Main stem flows are now dropping to normal levels for this time of year. Consider that there are fewer trout in the main stem of the Snake River, but there are more large fish within than any other river around here. The best way to encounter these large fish is through float-fishing, but there are plenty of walk-in locations. Presenting streamers is the best technique, so have bright and somber patterns in large sizes within that fly box. Brown trout are moving to spawning areas, and rainbows will soon be following. Evenings and early mornings will be the best times to encounter the big fish.
Flow out of Blackfoot River Reservoir is dropping and currently is just below 200 cfs. This signals the beginning of good dry fly fishing in this part of the river where banks still hold good numbers of hoppers. Evening caddis activity will attract more fish now that water is lower. As we cool down be aware that weeds are breaking up and mats of them will be drifting down the river. Float fishing on the river below the dam will end soon because of the “rock gardens” that emerge with dropping flows this time of year.
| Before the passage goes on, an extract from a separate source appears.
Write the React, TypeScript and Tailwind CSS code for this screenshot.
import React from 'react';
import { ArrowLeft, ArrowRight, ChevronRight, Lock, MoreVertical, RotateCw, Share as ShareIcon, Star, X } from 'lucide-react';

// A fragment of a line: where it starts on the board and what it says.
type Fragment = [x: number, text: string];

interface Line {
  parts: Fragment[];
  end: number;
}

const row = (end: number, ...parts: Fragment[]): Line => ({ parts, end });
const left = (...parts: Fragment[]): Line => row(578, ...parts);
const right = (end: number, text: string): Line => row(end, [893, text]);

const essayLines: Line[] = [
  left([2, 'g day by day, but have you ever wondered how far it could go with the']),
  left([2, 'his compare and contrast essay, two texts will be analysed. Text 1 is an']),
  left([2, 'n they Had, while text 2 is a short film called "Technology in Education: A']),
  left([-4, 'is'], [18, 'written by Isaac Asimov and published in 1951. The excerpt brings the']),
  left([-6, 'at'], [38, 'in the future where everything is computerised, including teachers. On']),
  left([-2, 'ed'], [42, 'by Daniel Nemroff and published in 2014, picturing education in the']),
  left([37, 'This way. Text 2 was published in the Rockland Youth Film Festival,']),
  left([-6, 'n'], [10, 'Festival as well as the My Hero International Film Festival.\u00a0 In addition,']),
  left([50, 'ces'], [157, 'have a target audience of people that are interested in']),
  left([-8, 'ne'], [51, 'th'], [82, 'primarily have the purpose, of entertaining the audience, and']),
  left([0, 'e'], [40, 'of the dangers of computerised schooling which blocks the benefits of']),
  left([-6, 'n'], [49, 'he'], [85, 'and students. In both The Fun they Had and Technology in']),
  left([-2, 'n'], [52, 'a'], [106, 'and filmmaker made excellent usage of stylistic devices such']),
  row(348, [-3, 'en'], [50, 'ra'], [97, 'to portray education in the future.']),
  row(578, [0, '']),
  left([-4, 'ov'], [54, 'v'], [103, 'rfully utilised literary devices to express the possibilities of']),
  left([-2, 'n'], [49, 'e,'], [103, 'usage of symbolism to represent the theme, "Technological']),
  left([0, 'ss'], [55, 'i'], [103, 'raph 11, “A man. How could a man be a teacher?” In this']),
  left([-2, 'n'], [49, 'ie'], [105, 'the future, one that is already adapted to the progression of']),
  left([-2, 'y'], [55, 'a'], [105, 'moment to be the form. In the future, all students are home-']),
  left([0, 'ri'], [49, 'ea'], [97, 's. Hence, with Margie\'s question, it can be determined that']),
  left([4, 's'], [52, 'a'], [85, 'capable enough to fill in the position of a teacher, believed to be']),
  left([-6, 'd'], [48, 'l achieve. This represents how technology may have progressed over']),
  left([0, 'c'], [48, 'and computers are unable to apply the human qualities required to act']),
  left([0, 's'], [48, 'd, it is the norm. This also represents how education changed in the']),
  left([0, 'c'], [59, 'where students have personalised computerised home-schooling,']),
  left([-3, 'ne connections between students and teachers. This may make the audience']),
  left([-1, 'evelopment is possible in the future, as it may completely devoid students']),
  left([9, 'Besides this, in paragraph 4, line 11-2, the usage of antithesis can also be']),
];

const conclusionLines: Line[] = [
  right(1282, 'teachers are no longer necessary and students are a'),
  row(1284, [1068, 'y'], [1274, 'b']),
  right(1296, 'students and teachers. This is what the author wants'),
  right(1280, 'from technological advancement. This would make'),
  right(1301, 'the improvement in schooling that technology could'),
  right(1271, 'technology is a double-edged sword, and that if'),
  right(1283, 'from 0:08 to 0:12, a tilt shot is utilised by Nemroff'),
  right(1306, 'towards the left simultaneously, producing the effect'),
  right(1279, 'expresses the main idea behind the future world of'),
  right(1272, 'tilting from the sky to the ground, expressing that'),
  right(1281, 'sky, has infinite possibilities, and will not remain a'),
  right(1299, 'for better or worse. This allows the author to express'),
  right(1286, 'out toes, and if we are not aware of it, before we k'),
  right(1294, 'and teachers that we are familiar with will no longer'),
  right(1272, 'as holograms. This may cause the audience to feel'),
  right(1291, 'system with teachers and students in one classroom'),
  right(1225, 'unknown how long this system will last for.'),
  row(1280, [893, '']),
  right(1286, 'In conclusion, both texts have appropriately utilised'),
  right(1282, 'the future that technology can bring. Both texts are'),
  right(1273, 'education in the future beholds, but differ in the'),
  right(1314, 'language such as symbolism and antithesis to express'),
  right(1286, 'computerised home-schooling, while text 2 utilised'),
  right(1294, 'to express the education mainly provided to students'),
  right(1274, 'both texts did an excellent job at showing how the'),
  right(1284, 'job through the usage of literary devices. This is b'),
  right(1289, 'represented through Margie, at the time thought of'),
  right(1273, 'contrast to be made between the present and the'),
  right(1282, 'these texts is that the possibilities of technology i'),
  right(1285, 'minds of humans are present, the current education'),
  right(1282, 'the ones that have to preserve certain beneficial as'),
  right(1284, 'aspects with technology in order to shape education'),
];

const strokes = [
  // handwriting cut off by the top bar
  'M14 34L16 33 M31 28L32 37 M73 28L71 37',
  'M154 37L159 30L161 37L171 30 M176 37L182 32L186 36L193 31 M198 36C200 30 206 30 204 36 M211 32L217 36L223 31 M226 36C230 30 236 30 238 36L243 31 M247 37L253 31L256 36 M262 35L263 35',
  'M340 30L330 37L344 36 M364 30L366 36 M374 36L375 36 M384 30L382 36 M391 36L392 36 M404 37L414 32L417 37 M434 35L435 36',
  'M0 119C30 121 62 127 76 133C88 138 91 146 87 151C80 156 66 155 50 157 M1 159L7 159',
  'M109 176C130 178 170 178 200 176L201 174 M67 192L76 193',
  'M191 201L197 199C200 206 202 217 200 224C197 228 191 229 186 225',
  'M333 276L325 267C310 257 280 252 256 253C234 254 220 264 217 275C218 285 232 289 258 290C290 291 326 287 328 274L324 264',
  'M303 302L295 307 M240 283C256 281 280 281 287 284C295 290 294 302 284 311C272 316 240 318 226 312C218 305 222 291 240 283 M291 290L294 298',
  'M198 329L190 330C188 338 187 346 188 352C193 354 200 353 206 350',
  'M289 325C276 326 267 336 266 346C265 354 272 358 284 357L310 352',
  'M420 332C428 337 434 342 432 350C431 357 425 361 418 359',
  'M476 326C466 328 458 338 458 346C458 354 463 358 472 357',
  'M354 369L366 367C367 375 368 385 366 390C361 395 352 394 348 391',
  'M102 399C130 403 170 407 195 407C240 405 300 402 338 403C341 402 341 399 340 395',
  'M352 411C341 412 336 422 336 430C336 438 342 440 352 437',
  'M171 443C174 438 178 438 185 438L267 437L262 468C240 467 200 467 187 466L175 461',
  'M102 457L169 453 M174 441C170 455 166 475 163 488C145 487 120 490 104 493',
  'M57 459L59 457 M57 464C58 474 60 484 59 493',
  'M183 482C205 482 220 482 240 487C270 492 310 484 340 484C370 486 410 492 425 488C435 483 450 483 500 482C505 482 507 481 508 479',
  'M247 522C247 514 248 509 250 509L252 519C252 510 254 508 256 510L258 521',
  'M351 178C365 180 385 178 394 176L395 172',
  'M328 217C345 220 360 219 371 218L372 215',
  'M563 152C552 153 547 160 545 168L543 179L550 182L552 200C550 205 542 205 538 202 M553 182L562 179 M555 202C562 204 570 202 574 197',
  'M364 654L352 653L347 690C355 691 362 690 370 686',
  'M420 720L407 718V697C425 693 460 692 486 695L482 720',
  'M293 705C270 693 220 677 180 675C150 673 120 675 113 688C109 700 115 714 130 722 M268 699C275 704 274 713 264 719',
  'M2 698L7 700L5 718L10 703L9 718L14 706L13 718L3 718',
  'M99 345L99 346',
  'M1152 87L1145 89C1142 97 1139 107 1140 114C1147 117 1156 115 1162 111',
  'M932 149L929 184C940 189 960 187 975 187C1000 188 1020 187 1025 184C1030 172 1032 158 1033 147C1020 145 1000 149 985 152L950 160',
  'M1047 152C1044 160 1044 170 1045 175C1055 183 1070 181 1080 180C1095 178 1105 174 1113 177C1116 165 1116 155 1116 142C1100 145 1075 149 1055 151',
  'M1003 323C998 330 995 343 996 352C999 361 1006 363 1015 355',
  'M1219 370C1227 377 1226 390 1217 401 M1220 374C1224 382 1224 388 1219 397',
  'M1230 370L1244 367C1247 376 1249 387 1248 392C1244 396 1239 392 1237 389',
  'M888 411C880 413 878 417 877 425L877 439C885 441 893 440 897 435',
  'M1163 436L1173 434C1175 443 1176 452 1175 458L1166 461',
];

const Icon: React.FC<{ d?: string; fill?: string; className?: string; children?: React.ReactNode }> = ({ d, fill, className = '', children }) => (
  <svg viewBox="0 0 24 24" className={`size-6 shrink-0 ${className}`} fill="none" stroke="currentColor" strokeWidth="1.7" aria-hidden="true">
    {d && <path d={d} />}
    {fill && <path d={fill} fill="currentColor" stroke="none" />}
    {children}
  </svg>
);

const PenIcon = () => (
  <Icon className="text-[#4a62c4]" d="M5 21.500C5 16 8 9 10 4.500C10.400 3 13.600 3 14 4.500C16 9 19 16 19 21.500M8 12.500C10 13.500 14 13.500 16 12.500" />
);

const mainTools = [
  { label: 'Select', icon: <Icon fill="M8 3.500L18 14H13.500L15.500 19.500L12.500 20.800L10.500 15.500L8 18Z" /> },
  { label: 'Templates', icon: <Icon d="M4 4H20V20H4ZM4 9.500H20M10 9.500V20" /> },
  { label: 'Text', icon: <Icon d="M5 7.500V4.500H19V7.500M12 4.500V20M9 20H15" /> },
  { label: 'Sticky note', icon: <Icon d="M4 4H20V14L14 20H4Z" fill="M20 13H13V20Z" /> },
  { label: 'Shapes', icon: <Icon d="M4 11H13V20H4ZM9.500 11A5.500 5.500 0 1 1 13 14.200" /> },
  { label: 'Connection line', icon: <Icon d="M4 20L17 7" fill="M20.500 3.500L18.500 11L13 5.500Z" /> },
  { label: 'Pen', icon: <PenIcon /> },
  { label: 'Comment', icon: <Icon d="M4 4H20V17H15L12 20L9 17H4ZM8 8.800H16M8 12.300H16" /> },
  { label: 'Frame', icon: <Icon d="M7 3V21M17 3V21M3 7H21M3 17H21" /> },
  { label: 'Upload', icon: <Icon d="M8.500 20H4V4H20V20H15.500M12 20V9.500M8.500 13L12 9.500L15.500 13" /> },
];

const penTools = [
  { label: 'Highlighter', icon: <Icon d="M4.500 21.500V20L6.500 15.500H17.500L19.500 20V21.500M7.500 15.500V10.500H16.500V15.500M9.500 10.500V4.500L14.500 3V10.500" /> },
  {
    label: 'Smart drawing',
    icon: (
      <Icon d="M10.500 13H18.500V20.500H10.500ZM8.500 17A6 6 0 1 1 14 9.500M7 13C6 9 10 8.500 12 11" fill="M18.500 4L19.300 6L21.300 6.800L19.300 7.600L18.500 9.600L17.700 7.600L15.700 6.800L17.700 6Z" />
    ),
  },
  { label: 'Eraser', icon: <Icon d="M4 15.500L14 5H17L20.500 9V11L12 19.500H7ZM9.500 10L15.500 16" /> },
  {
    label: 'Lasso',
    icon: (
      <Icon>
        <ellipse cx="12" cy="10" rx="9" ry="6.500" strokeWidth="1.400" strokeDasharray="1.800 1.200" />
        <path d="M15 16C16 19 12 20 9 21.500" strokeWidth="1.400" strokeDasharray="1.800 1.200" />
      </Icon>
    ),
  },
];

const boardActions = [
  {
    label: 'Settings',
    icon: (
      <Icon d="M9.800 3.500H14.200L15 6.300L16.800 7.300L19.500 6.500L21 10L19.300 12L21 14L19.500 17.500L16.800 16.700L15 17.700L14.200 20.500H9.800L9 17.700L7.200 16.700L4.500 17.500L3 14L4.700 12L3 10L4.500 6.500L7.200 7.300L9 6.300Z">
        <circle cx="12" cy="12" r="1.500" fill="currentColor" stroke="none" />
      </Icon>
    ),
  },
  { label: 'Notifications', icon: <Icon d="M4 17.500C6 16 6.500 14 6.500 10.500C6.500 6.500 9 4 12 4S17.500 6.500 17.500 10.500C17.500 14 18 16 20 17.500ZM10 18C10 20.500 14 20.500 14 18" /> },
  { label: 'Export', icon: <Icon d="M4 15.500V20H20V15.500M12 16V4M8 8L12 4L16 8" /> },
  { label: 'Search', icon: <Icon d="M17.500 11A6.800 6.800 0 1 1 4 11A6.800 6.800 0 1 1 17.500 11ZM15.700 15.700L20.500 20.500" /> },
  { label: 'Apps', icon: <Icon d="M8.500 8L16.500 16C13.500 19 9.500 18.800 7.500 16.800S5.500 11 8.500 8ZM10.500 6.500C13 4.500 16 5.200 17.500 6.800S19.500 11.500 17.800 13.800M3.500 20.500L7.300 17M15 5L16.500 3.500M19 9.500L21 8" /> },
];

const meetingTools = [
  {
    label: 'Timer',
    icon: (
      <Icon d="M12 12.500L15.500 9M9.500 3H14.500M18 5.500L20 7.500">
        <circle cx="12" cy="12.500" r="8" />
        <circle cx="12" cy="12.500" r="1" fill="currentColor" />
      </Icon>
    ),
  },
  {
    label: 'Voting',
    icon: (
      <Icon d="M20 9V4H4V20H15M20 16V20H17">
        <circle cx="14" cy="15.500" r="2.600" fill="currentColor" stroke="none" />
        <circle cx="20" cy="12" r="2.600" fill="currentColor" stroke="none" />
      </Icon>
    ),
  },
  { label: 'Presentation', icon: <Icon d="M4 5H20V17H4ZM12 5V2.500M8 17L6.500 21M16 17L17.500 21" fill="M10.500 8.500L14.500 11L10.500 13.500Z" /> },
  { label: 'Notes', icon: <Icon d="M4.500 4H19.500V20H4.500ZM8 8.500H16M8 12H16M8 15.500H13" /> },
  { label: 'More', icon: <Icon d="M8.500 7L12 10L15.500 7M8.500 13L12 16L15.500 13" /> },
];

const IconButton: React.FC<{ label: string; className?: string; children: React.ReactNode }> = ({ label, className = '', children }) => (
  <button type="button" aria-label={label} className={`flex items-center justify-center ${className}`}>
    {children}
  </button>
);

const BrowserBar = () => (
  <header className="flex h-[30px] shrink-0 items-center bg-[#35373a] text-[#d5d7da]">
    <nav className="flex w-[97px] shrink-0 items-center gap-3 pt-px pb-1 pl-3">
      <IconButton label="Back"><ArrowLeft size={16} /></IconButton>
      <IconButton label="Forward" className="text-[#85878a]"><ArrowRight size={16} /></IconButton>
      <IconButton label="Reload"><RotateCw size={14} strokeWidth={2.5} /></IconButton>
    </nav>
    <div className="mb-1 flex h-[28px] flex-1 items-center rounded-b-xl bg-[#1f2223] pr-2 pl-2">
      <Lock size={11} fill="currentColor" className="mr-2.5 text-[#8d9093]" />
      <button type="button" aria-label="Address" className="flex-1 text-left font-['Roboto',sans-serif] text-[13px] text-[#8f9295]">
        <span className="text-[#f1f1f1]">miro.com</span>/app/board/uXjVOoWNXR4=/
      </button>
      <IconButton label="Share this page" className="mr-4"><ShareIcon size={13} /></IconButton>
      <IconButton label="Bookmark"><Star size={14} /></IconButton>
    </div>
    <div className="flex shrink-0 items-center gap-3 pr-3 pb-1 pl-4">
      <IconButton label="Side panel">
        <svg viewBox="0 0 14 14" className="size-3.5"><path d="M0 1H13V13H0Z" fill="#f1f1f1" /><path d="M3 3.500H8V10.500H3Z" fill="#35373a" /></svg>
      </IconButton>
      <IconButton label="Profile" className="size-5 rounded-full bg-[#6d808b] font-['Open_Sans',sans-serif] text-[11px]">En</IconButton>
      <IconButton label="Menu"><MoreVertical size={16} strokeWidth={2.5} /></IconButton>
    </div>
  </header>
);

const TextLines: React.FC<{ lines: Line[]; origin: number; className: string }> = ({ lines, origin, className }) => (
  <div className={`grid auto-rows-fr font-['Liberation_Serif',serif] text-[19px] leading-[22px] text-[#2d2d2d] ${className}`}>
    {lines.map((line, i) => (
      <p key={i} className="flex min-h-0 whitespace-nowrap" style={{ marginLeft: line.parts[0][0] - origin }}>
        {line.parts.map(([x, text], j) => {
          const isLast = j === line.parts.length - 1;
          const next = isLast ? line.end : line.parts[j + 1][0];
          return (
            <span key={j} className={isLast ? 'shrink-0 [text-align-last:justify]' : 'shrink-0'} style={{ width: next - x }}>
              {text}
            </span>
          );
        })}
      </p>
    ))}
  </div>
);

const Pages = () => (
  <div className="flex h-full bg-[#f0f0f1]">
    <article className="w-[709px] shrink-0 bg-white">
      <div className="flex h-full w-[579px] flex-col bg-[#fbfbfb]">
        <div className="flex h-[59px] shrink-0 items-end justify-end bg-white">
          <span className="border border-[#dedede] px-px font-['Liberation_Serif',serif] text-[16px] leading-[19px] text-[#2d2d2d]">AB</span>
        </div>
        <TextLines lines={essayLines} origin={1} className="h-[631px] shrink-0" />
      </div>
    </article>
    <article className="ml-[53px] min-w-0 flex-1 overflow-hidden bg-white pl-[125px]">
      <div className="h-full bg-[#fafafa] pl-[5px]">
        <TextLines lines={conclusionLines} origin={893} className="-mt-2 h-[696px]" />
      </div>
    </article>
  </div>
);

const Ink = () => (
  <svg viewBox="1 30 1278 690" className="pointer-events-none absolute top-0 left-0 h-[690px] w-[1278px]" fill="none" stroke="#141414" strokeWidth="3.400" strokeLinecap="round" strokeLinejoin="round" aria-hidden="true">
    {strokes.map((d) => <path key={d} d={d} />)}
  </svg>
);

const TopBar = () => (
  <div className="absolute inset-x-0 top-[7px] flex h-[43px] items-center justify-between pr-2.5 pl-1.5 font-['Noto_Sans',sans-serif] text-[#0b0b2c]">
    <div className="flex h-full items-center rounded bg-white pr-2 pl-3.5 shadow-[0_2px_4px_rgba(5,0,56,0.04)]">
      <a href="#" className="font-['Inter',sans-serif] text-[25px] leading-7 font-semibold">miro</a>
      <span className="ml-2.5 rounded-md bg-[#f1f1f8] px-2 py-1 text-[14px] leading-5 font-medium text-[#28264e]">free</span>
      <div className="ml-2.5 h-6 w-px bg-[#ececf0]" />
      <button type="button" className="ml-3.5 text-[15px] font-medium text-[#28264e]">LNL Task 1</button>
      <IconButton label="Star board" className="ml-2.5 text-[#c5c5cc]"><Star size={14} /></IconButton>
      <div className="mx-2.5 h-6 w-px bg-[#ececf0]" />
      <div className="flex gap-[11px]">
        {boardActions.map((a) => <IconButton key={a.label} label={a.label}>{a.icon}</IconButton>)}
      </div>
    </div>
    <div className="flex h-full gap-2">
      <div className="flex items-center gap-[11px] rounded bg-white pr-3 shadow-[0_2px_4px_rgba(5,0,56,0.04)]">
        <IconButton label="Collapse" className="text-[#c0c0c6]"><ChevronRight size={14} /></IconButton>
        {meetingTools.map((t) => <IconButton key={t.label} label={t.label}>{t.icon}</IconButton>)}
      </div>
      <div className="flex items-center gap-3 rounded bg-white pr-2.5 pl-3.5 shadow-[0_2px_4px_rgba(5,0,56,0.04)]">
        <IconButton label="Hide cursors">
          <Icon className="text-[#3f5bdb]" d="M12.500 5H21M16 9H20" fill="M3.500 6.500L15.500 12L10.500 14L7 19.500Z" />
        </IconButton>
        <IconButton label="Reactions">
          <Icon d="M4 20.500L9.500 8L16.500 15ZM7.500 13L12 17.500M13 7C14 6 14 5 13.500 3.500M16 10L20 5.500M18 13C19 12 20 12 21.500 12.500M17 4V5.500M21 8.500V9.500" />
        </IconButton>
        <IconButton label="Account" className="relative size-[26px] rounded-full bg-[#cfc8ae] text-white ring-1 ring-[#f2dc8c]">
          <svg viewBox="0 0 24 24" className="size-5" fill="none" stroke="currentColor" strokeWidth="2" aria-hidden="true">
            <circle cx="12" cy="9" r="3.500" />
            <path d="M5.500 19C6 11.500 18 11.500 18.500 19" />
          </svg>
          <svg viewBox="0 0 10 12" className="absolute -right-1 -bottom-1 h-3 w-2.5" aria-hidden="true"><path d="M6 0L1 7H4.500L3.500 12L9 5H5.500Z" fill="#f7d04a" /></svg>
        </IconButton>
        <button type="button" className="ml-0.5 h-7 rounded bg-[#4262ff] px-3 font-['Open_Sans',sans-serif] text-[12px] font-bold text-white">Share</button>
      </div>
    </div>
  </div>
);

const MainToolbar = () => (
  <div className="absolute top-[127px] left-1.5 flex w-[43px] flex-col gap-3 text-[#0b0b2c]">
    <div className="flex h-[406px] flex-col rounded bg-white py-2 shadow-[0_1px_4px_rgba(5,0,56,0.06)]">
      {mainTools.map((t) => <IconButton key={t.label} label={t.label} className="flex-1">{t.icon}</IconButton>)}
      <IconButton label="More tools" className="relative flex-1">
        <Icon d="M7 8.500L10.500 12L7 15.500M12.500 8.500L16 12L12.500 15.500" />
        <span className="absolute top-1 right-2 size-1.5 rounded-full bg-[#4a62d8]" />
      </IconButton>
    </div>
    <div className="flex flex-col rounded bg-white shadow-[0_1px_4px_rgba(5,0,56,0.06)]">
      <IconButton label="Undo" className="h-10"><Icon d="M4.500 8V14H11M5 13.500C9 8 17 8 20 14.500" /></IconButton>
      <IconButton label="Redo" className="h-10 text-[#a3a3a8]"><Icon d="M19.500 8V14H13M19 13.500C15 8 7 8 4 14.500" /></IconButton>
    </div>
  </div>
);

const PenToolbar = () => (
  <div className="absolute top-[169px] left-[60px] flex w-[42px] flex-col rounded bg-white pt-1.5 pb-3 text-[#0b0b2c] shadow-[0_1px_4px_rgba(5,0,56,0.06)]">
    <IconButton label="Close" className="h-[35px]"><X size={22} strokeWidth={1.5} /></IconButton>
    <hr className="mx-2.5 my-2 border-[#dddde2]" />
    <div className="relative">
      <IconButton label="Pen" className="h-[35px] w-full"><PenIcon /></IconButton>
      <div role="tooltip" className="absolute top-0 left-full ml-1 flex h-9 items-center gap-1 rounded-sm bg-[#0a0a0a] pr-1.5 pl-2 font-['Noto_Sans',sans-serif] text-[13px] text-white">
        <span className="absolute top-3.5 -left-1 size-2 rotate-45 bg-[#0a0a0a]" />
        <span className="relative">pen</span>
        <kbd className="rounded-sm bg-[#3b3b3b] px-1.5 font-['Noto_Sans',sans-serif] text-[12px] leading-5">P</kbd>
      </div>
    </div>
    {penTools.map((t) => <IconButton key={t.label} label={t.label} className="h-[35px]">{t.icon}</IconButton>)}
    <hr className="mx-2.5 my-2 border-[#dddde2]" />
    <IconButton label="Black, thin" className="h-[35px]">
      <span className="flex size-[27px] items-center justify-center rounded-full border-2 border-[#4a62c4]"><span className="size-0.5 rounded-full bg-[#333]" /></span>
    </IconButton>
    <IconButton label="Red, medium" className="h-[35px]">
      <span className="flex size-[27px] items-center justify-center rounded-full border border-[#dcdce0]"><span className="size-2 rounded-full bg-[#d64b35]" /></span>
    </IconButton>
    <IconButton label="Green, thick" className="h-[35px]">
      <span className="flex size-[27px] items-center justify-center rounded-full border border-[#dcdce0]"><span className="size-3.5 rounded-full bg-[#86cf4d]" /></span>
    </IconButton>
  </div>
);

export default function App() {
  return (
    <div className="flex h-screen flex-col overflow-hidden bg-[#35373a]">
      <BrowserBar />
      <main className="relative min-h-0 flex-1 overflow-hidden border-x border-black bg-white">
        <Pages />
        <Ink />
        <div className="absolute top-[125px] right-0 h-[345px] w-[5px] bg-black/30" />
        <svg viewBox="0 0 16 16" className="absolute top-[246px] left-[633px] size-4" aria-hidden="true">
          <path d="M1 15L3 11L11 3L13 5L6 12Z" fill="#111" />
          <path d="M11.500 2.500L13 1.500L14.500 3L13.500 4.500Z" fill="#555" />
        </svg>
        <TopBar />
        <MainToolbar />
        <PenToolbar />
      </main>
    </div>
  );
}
Streamer fishing on lower river is picking up as browns begin spawning migrations. Choose low light conditions for best chances of encountering one, and have both somber and bright patterns in that fly box. BWOs and mahoganies are also emerging, so mid-day dry fly fishing can be good. Consider that wind will blow concentrations of these mayflies to the down-wind side of the river, so position yourself accordingly when presenting dun patterns.